Thread Revival:  I recently bought this  http://www.ebay.com/itm/120823767882?ssPageName=STRK:MEWNX:IT&_trksid=p3984.m1497.l2649#ht_500wt_1413 and am wondering if its good enough to rewire my ah-d2000 with.  Thanks in advance.


----------



## liamstrain

I don't see why not... though the enamel insulation will be a pain to work with, and it might be a bit stiff (solid core) and you'll probably want to get some sort of individual insulation sleeving as well as sleeving for the whole shebang. But metal/material/awg wise - you should be fine.


----------



## HiGHFLYiN9

Quote: 





liamstrain said:


> I don't see why not... though the enamel insulation will be a pain to work with, and it might be a bit stiff (solid core) and you'll probably want to get some sort of individual insulation sleeving as well as sleeving for the whole shebang. But metal/material/awg wise - you should be fine.


 

 All good advise. I'd likely use some PTFE / Teflon tubing on each strand to ensure the enamel wouldn't ever scrape away and short during regular use, although it would be a bit of a pain to put the wire through the tubing if the cable is a long one.


----------



## Hunny

ay i was looking at insulation tubing and im failing at finding 24awg tubing.  I just ordered some navship's wire and uh hope it werks out better lol. thank thanks.


----------



## liamstrain

Navships sells good wire.


----------



## Hunny

ay thx for the helps. but as im sittin here i just realized i bought 80 feet of this stuff so i better put it to some use lol.  http://www.amazon.com/Zeus-Teflon-Regular-Tubing-Length/dp/B000FOV02S/ref=sr_1_12?s=industrial&ie=UTF8&qid=1323984161&sr=1-12  Is that stuff ok to cover the wire with? or is that what you guys meant? sorry for the noobness. thx.


----------



## liamstrain

Yes. That is fine to cover the wire with.


----------



## HiGHFLYiN9

The trick is to procure some PTFE / Teflon tubing that's at least a couple gauges thicker than the wire itsself, otherwise it will be a royal PITA to sleeve


----------



## Hunny

i got the exact same gauge.... royal pain indeed.... =(


----------



## Duran

Some of the best stuff I saw from navships was this: 20 feet 22 AWG Shielded Silver Kapton Teflon Wire 3 Twisted for $25.
   
  I could see this as good for point to point cabling, but for headphones it seems like it would be real stiff. Also, it doesn't seem like the best price.
   
  What I'm looking for is the real flexible and thin multi-strand stuff you find in most headphones (for example, one channel is composed of like 9 or 10 tiny, individually coated wires). But I don't know what it's called (if it even has a name). I tried searching on ebay for "headphone wire" and a few other terms, but the closest I got was headphone extensions and other short stuff with attached plugs.
   
   
   
  As for the 3.5mm plugs, how much of a difference is there between different qualities? Is it too negligible to matter, or will some cross-talk be apparent with cheap stuff like this: 3.5mm Male to male Stereo Jack Headphone Audio Lead Cable Wire 0.95M Black?


----------



## liamstrain

litz or magnet wire... very thin lacquer coated wires usually interwoven with cotton strand insulation and overwrapped. 
   
  Pain in the arse to work with if you don't have a solder pot.


----------



## Duran

Oh ok, litz wire, that's what I was talking about. Thanks.
   
  I just found some on ebay, but mostly as single runs of it, like this: 10-46 Litz Wire Loop Antenna Ham Crystal Radio 200 ft. (I don't want to say single "conductor", because it's already 10 conductors offered as one. but hopefully you know what I mean).
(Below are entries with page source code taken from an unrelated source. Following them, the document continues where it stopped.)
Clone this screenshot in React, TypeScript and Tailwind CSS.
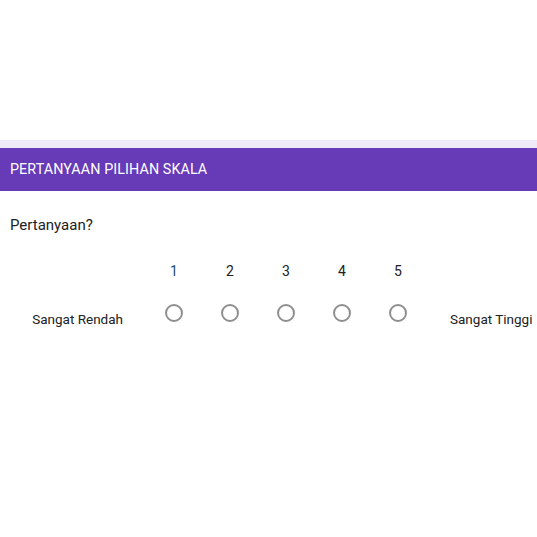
import React from 'react';

const scale = [1, 2, 3, 4, 5];

const App: React.FC = () => {
  return (
    <div className="w-[537px] h-[537px] bg-white overflow-hidden font-['Roboto',sans-serif]">
      <div className="h-[140px]" />
      <div className="h-[8px] bg-[#efe9f8]" />
      <div className="h-[43px] bg-[#673ab7] flex items-center px-[10px]">
        <span className="text-white text-[14.3px] tracking-[0.1px]">PERTANYAAN PILIHAN SKALA</span>
      </div>
      <div className="pt-[24px] px-[10px]">
        <p className="text-[15px] text-[#202124] leading-[20px]">Pertanyaan?</p>
      </div>
      <div className="flex mt-[26px]">
        <div className="w-[146px] flex justify-end items-start pr-[23px] pt-[48px]">
          <span className="text-[13.5px] leading-[20px] text-[#202124]">Sangat Rendah</span>
        </div>
        {scale.map((n) => (
          <div key={n} className="w-[56px] flex flex-col items-center">
            <span className={`text-[14px] leading-[20px] ${n === 1 ? 'text-[#1a4e7a]' : 'text-[#202124]'}`}>{n}</span>
            <div className="mt-[23px] w-[18px] h-[18px] rounded-full border-2 border-[#8f8f8f]" />
          </div>
        ))}
        <div className="flex items-start pl-[24px] pt-[48px]">
          <span className="text-[13.5px] leading-[20px] text-[#202124]">Sangat Tinggi</span>
        </div>
      </div>
    </div>
  );
};

export default App;
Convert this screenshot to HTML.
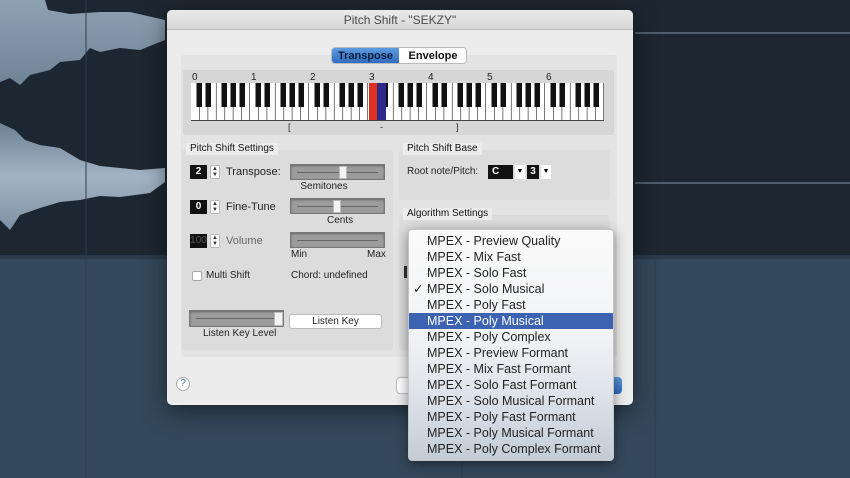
<!DOCTYPE html>
<html><head><meta charset="utf-8">
<style>
*{margin:0;padding:0;box-sizing:border-box}
body{width:850px;height:478px;overflow:hidden;position:relative;background:#33475a;font-family:"Liberation Sans",sans-serif}
.a{position:absolute}
.t{position:absolute;font-size:10px;color:#222;white-space:nowrap}
.num{position:absolute;background:#111;color:#fff;font-size:10px;font-weight:bold;text-align:center;line-height:14px}
.step{position:absolute;width:10px;height:14px;background:#fff;border:1px solid #bbb;border-radius:2px;font-size:6px;line-height:6px;text-align:center;color:#333}
.sl{position:absolute;background:#9c9c9c;border:1px solid #777;box-shadow:inset 0 1px 2px #666}
.sl:before{content:"";position:absolute;left:6px;right:6px;top:7px;height:1px;background:#666}
.th{position:absolute;top:1px;width:8px;height:13px;background:#f4f4f4;border:1px solid #bbb}
.grp{position:absolute;background:#dcdcdc;border-radius:3px}
.gl{position:absolute;font-size:10px;color:#111;background:#ececec;padding:0 4px;line-height:12px}
.mi{position:absolute;left:18px;font-size:12.5px;color:#222;line-height:16px;height:16px;width:186px}
</style></head><body>
<svg class="a" style="left:0;top:0" width="850" height="478">
<defs>
<linearGradient id="lg" x1="0" y1="0" x2="0" y2="1"><stop offset="0" stop-color="#8fa2b4"/><stop offset="1" stop-color="#6f8397"/></linearGradient>
<linearGradient id="lg2" x1="0" y1="0" x2="0" y2="1"><stop offset="0" stop-color="#6c8195"/><stop offset=".5" stop-color="#a3b4c4"/><stop offset="1" stop-color="#7d90a3"/></linearGradient>
</defs>
<rect width="850" height="258" fill="#1d2731"/>
<rect y="258" width="850" height="220" fill="#34485b"/>
<rect y="255" width="850" height="4" fill="#2b3b4b"/>
<path d="M0 0H45L48 10 70 14 100 12 130 12 165 20V40L140 50 120 48 100 52 90 48 80 60 60 62 50 70 30 75 20 85 10 78 0 82Z" fill="url(#lg)"/>
<path d="M0 123L15 130 25 140 40 145 60 148 80 160 100 166 120 168 140 170 165 168V182L150 193 120 197 100 196 80 200 60 202 40 208 20 215 10 230 0 220Z" fill="url(#lg2)"/>
<line x1="86" y1="0" x2="86" y2="478" stroke="#2e3e4d" stroke-width="1"/>
<line x1="635" y1="33" x2="850" y2="33" stroke="#8293a4" stroke-width="1"/>
<line x1="635" y1="183" x2="850" y2="183" stroke="#8293a4" stroke-width="1"/>
<line x1="462" y1="258" x2="462" y2="478" stroke="#2c3e50"/>
<line x1="655" y1="258" x2="655" y2="478" stroke="#2c3e50"/>
</svg>

<div class="a" style="left:167px;top:10px;width:466px;height:395px;background:#ececec;border-radius:5px;box-shadow:0 6px 24px rgba(0,0,0,.5)"></div>
<div class="a" style="left:167px;top:10px;width:466px;height:20px;background:linear-gradient(#ebebeb,#d6d6d6);border-radius:5px 5px 0 0;border-bottom:1px solid #bdbdbd;text-align:center;font-size:12px;line-height:20px;color:#4a4a4a">Pitch Shift - "SEKZY"</div>
<div class="a" style="left:181px;top:55px;width:436px;height:302px;background:#e3e3e3;border-radius:3px"></div>
<div class="a" style="left:331px;top:47px;width:136px;height:17px;border-radius:4px;background:#fff;border:1px solid #bbb;overflow:hidden">
 <div class="a" style="left:0;top:0;width:67px;height:16px;background:linear-gradient(#5c9be0,#2f69bb);font-size:11px;line-height:16px;text-align:center;color:#0c1d3d;font-weight:bold">Transpose</div>
 <div class="a" style="left:67px;top:0;width:68px;height:16px;font-size:11px;line-height:16px;text-align:center;color:#111;font-weight:bold">Envelope</div>
</div>
<div class="a" style="left:183px;top:70px;width:431px;height:65px;background:#d6d6d6;border-radius:2px"></div>
<div class="t" style="left:192px;top:72px">0</div><div class="t" style="left:251px;top:72px">1</div><div class="t" style="left:310px;top:72px">2</div><div class="t" style="left:369px;top:72px">3</div><div class="t" style="left:428px;top:72px">4</div><div class="t" style="left:487px;top:72px">5</div><div class="t" style="left:546px;top:72px">6</div>
<svg class="a" style="left:191px;top:83px" width="413" height="38">
<defs><pattern id="oct" x="0" y="0" width="59" height="38" patternUnits="userSpaceOnUse">
<rect width="59" height="38" fill="#fff"/>
<g stroke="#555" stroke-width=".8"><line x1="8.43" y1="0" x2="8.43" y2="38"/><line x1="16.86" y1="0" x2="16.86" y2="38"/><line x1="25.29" y1="0" x2="25.29" y2="38"/><line x1="33.71" y1="0" x2="33.71" y2="38"/><line x1="42.14" y1="0" x2="42.14" y2="38"/><line x1="50.57" y1="0" x2="50.57" y2="38"/><line x1="58.6" y1="0" x2="58.6" y2="38"/></g>
<g fill="#111"><rect x="5.5" width="5.5" height="24"/><rect x="14.5" width="5.5" height="24"/><rect x="30.5" width="5.5" height="24"/><rect x="39.5" width="5.5" height="24"/><rect x="48.5" width="5.5" height="24"/></g>
</pattern></defs>
<rect width="413" height="38" fill="url(#oct)"/>
<rect x="178" width="8" height="38" fill="#e0301f"/>
<rect x="186" width="9" height="38" fill="#2e2a8c"/>
<line x1="0" y1="37.5" x2="413" y2="37.5" stroke="#444"/>
</svg>
<div class="t" style="left:288px;top:122px;font-size:9px">[</div>
<div class="t" style="left:380px;top:122px;font-size:9px">-</div>
<div class="t" style="left:456px;top:122px;font-size:9px">]</div>

<div class="grp" style="left:182px;top:150px;width:211px;height:200px"></div>
<div class="gl" style="left:186px;top:143px">Pitch Shift Settings</div>
<div class="num" style="left:190px;top:165px;width:17px;height:14px">2</div>
<div class="step" style="left:210px;top:165px">▲<br>▼</div>
<div class="t" style="left:226px;top:166px;font-size:11px">Transpose:</div>
<div class="sl" style="left:290px;top:164px;width:95px;height:16px"><div class="th" style="left:48px"></div></div>
<div class="t" style="left:300px;top:181px;width:48px;text-align:center">Semitones</div>
<div class="num" style="left:190px;top:200px;width:17px;height:14px">0</div>
<div class="step" style="left:210px;top:200px">▲<br>▼</div>
<div class="t" style="left:226px;top:201px;font-size:11px">Fine-Tune</div>
<div class="sl" style="left:290px;top:198px;width:95px;height:16px"><div class="th" style="left:42px"></div></div>
<div class="t" style="left:327px;top:215px">Cents</div>
<div class="num" style="left:190px;top:234px;width:17px;height:14px;color:#555;font-weight:normal">100</div>
<div class="step" style="left:210px;top:234px">▲<br>▼</div>
<div class="t" style="left:226px;top:235px;font-size:11px;color:#666">Volume</div>
<div class="sl" style="left:290px;top:232px;width:95px;height:16px"></div>
<div class="t" style="left:291px;top:249px">Min</div>
<div class="t" style="left:367px;top:249px">Max</div>
<div class="a" style="left:192px;top:271px;width:10px;height:10px;background:#fff;border:1px solid #aaa;border-radius:2px"></div>
<div class="t" style="left:206px;top:270px">Multi Shift</div>
<div class="t" style="left:291px;top:270px">Chord: undefined</div>
<div class="sl" style="left:189px;top:310px;width:95px;height:17px"><div class="th" style="left:84px;width:9px;height:14px"></div></div>
<div class="t" style="left:203px;top:328px">Listen Key Level</div>
<div class="a" style="left:289px;top:314px;width:93px;height:15px;background:#fff;border:1px solid #bbb;border-radius:3px;font-size:10px;line-height:13px;text-align:center;color:#222">Listen Key</div>

<div class="grp" style="left:399px;top:150px;width:211px;height:50px"></div>
<div class="gl" style="left:403px;top:143px">Pitch Shift Base</div>
<div class="t" style="left:407px;top:166px">Root note/Pitch:</div>
<div class="num" style="left:488px;top:165px;width:25px;height:14px;text-align:left;padding-left:4px">C</div>
<div class="a" style="left:515px;top:165px;width:10px;height:14px;background:#fff;font-size:7px;text-align:center;line-height:14px">▼</div>
<div class="num" style="left:527px;top:165px;width:12px;height:14px">3</div>
<div class="a" style="left:541px;top:165px;width:10px;height:14px;background:#fff;font-size:7px;text-align:center;line-height:14px">▼</div>
<div class="grp" style="left:399px;top:215px;width:211px;height:135px"></div>
<div class="gl" style="left:403px;top:208px">Algorithm Settings</div>
<div class="a" style="left:404px;top:266px;width:3px;height:12px;background:#333"></div>

<div class="a" style="left:176px;top:377px;width:14px;height:14px;border-radius:50%;background:#fff;border:1px solid #aaa;font-size:10px;text-align:center;line-height:12px;color:#3a6fc0">?</div>
<div class="a" style="left:396px;top:377px;width:30px;height:17px;background:#fff;border:1px solid #bbb;border-radius:4px"></div>
<div class="a" style="left:600px;top:377px;width:22px;height:17px;background:linear-gradient(#5c9be0,#2f69bb);border-radius:4px"></div>

<div class="a" style="left:408px;top:229px;width:206px;height:232px;border-radius:4px;background:linear-gradient(#fafafa 0%,#f2f3f5 45%,#dfe4ea 70%,#c3ccd6 100%);box-shadow:0 3px 12px rgba(0,0,0,.45);border:1px solid #c4c4c4">
<div class="a" style="left:0;top:83px;width:204px;height:16px;background:#3c62b2"></div>
<div class="mi" style="top:3px">MPEX - Preview Quality</div>
<div class="mi" style="top:19px">MPEX - Mix Fast</div>
<div class="mi" style="top:35px">MPEX - Solo Fast</div>
<div class="mi" style="top:51px"><span style="position:absolute;left:-14px">✓</span>MPEX - Solo Musical</div>
<div class="mi" style="top:67px">MPEX - Poly Fast</div>
<div class="mi" style="top:83px;color:#fff">MPEX - Poly Musical</div>
<div class="mi" style="top:99px">MPEX - Poly Complex</div>
<div class="mi" style="top:115px">MPEX - Preview Formant</div>
<div class="mi" style="top:131px">MPEX - Mix Fast Formant</div>
<div class="mi" style="top:147px">MPEX - Solo Fast Formant</div>
<div class="mi" style="top:163px">MPEX - Solo Musical Formant</div>
<div class="mi" style="top:179px">MPEX - Poly Fast Formant</div>
<div class="mi" style="top:195px">MPEX - Poly Musical Formant</div>
<div class="mi" style="top:211px">MPEX - Poly Complex Formant</div>
</div>
</body></html>
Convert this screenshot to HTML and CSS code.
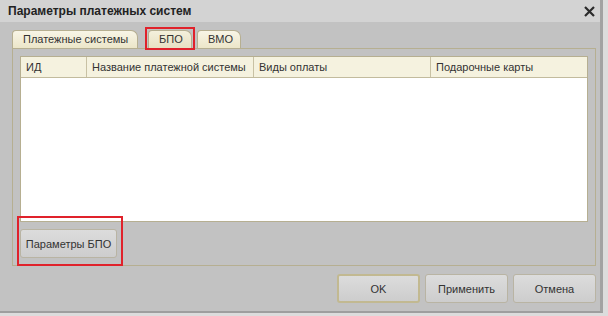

 I want to know if I can find multiple sets of it in one cable, like what is often found in a pair of headphones with two channels (or two channels plus a mic). So I'd like 3 to 5 sets in one cable. Perhaps with shielding.
   
  OR, I'd like to know a good way to combine several litz wires together as such myself (which might be considerably cheaper than ordering it together). This would mostly just be a question of how to get all that into a sheath roughly the same diameter as it. Maybe some kind of nylon weave? That's got low friction, so it would be good for pulling wire through it, plus the nylon could be a fairly larger diameter than the combined wires because it would shrink in diameter when pulled taut.
   
   
  I also just found this on allelectronics.com: 5-CONDUCTOR SHIELDED CABLE W/ DRAIN. But I'm pretty sure the stranded wire in that wouldn't behave the same as litz wire.


----------



## wj888

Anyone know how to go about recabling the Philips Uptown?
  It is permanently attached at one end to the phones and have flat cable.
   
  I'm thinking of taking out the defective volume control by snipping under it and soldering another cable at the loose ends.
  Is this workable? Alternatively, it could be like the short cable connector on the Superlux 668B.
   
  I dont think I have the expertise to dissassembled the phones and I think it's not engineered to be taken apart (even the earpads are glued to the phones).


----------